In any case, it does turn out to be the case that the U[0,1] distribution has maximum converging to a reversed Weibull; the exponential tails of the Exp(1) and N(0,1) distributions lead to a Gumbel limit; and the fat-tailed Pareto distribution gives the Frechet limit. The calculations are reasonably straightforward, especially once the correct rescaling is known. See this article from Duke for an excellent overview and the details for these examples I have just cited. These notes discuss further properties of these limiting distributions, including the unsurprising fact that their form is preserved under taking the maximum of i.i.d. copies. This is analogous to the fact that the family of normal distributions is preserved under taking arbitrary finite sums.

From a statistical point of view, devising a good statistical test for what class of extreme value distribution a particular set of data obeys is of great interest. Why? Well mainly because of the applications, some of which were suggested above.
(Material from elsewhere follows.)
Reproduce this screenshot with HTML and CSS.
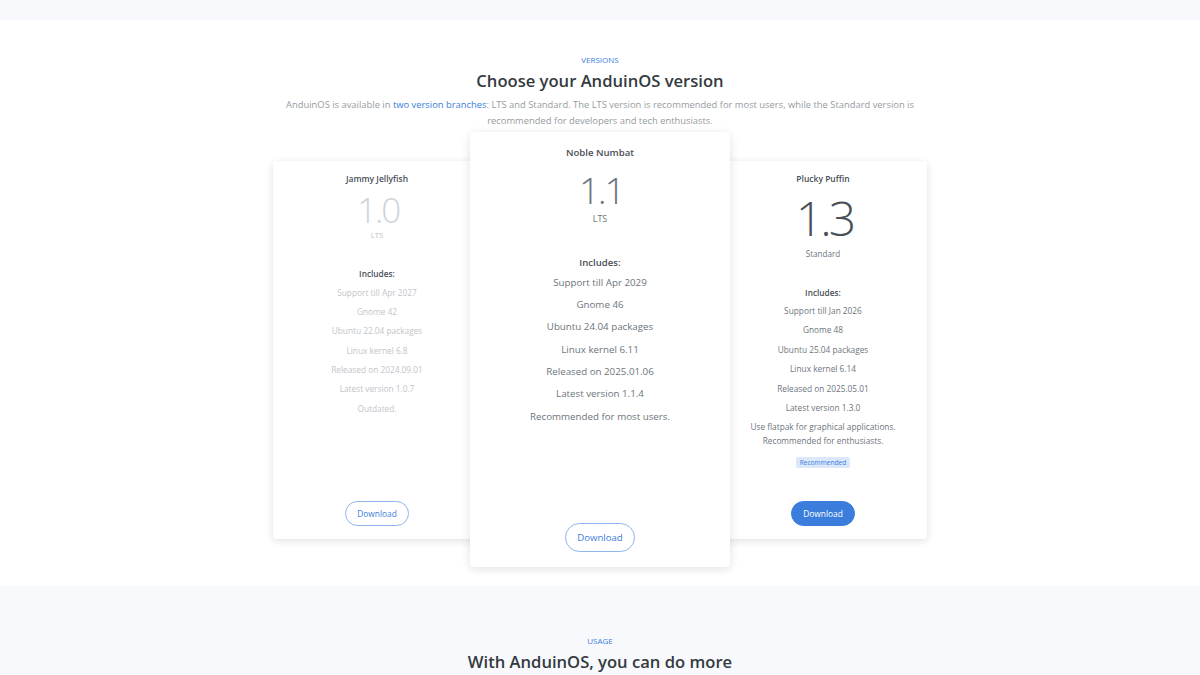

But also because of the general statistical principle that it is unwise to extrapolate beyond the range of the available data. But that is precisely what we need to do if we are considering extreme values. After all, the designer of that sea-wall can’t necessarily rely on the largest storm in the future being roughly the same as the biggest storm in the past. So because the EVT theorem gives a clear description of the distribution, to find the limiting properties, which is where the truly large extremes might occur, it suffices to find a good test for the form of the limit distribution – that is, which of the three possibilities is relevant, and what the parameter should be. This seems to be fairly hard in general. I didn’t understand much of it, but this paper provided an interesting review.

Anyway, that was something interesting I didn’t know about (for the record, I also now know how to construct a sensible Q-Q plot for the Weibull distribution!), though I am assured that EVT was a core element of the mainstream undergraduate mathematics syllabus forty years ago.